_WHAT YOU SHOULD DO_: Word for word, copy all the data and drop the pictures.

--- begin SOURCE DATA ---

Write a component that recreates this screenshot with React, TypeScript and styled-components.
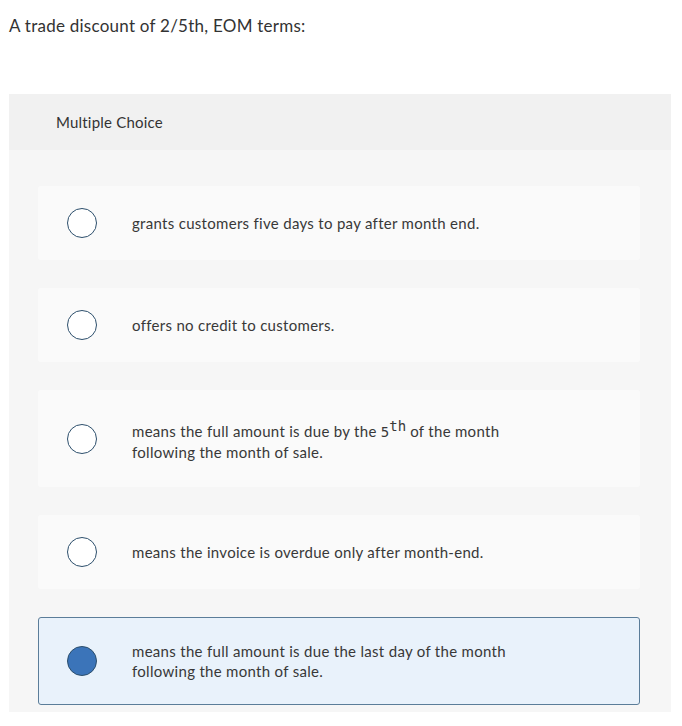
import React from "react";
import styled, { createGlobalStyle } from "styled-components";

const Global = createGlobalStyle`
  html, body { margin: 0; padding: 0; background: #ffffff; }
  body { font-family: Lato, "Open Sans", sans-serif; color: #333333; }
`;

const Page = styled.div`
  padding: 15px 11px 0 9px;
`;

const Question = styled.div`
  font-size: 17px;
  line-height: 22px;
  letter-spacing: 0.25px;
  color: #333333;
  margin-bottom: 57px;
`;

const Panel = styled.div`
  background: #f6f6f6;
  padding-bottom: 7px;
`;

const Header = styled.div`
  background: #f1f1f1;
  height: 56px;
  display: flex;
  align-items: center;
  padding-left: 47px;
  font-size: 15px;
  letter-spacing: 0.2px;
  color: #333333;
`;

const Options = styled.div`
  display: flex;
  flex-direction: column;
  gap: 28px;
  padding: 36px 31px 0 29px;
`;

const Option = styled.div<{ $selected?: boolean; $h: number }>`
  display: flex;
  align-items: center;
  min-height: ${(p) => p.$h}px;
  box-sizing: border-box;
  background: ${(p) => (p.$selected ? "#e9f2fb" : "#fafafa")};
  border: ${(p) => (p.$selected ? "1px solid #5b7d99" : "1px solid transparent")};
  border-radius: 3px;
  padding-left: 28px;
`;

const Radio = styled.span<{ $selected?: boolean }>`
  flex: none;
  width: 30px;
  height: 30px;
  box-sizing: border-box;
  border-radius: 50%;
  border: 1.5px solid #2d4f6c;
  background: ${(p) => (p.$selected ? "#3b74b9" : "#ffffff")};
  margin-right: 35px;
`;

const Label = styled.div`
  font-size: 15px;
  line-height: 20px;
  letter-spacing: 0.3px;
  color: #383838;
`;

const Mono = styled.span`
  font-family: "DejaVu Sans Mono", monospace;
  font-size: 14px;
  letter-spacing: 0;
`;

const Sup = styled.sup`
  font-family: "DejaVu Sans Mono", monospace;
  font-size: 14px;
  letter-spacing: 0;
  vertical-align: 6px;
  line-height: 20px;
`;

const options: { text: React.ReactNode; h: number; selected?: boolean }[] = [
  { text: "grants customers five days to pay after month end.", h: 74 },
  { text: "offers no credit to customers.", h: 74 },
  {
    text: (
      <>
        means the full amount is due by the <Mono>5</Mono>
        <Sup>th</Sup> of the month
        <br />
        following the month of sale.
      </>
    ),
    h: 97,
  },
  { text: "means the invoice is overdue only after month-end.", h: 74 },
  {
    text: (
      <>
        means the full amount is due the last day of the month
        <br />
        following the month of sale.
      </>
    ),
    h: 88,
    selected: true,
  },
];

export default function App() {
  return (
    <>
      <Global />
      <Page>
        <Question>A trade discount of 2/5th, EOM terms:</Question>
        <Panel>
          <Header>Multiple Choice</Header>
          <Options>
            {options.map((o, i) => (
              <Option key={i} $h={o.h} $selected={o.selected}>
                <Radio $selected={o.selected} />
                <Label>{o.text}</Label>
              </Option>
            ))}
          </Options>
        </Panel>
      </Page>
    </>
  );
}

--- end SOURCE DATA ---

_WRITTEN RESPONSE_:
Write a component that recreates this screenshot with React, TypeScript and styled-components.
import React from "react";
import styled, { createGlobalStyle } from "styled-components";

const Global = createGlobalStyle`
  html, body { margin: 0; padding: 0; background: #ffffff; }
  body { font-family: Lato, "Open Sans", sans-serif; color: #333333; }
`;

const Page = styled.div`
  padding: 15px 11px 0 9px;
`;

const Question = styled.div`
  font-size: 17px;
  line-height: 22px;
  letter-spacing: 0.25px;
  color: #333333;
  margin-bottom: 57px;
`;

const Panel = styled.div`
  background: #f6f6f6;
  padding-bottom: 7px;
`;

const Header = styled.div`
  background: #f1f1f1;
  height: 56px;
  display: flex;
  align-items: center;
  padding-left: 47px;
  font-size: 15px;
  letter-spacing: 0.2px;
  color: #333333;
`;

const Options = styled.div`
  display: flex;
  flex-direction: column;
  gap: 28px;
  padding: 36px 31px 0 29px;
`;

const Option = styled.div<{ $selected?: boolean; $h: number }>`
  display: flex;
  align-items: center;
  min-height: ${(p) => p.$h}px;
  box-sizing: border-box;
  background: ${(p) => (p.$selected ? "#e9f2fb" : "#fafafa")};
  border: ${(p) => (p.$selected ? "1px solid #5b7d99" : "1px solid transparent")};
  border-radius: 3px;
  padding-left: 28px;
`;

const Radio = styled.span<{ $selected?: boolean }>`
  flex: none;
  width: 30px;
  height: 30px;
  box-sizing: border-box;
  border-radius: 50%;
  border: 1.5px solid #2d4f6c;
  background: ${(p) => (p.$selected ? "#3b74b9" : "#ffffff")};
  margin-right: 35px;
`;

const Label = styled.div`
  font-size: 15px;
  line-height: 20px;
  letter-spacing: 0.3px;
  color: #383838;
`;

const Mono = styled.span`
  font-family: "DejaVu Sans Mono", monospace;
  font-size: 14px;
  letter-spacing: 0;
`;

const Sup = styled.sup`
  font-family: "DejaVu Sans Mono", monospace;
  font-size: 14px;
  letter-spacing: 0;
  vertical-align: 6px;
  line-height: 20px;
`;

const options: { text: React.ReactNode; h: number; selected?: boolean }[] = [
  { text: "grants customers five days to pay after month end.", h: 74 },
  { text: "offers no credit to customers.", h: 74 },
  {
    text: (
      <>
        means the full amount is due by the <Mono>5</Mono>
        <Sup>th</Sup> of the month
        <br />
        following the month of sale.
      </>
    ),
    h: 97,
  },
  { text: "means the invoice is overdue only after month-end.", h: 74 },
  {
    text: (
      <>
        means the full amount is due the last day of the month
        <br />
        following the month of sale.
      </>
    ),
    h: 88,
    selected: true,
  },
];

export default function App() {
  return (
    <>
      <Global />
      <Page>
        <Question>A trade discount of 2/5th, EOM terms:</Question>
        <Panel>
          <Header>Multiple Choice</Header>
          <Options>
            {options.map((o, i) => (
              <Option key={i} $h={o.h} $selected={o.selected}>
                <Radio $selected={o.selected} />
                <Label>{o.text}</Label>
              </Option>
            ))}
          </Options>
        </Panel>
      </Page>
    </>
  );
}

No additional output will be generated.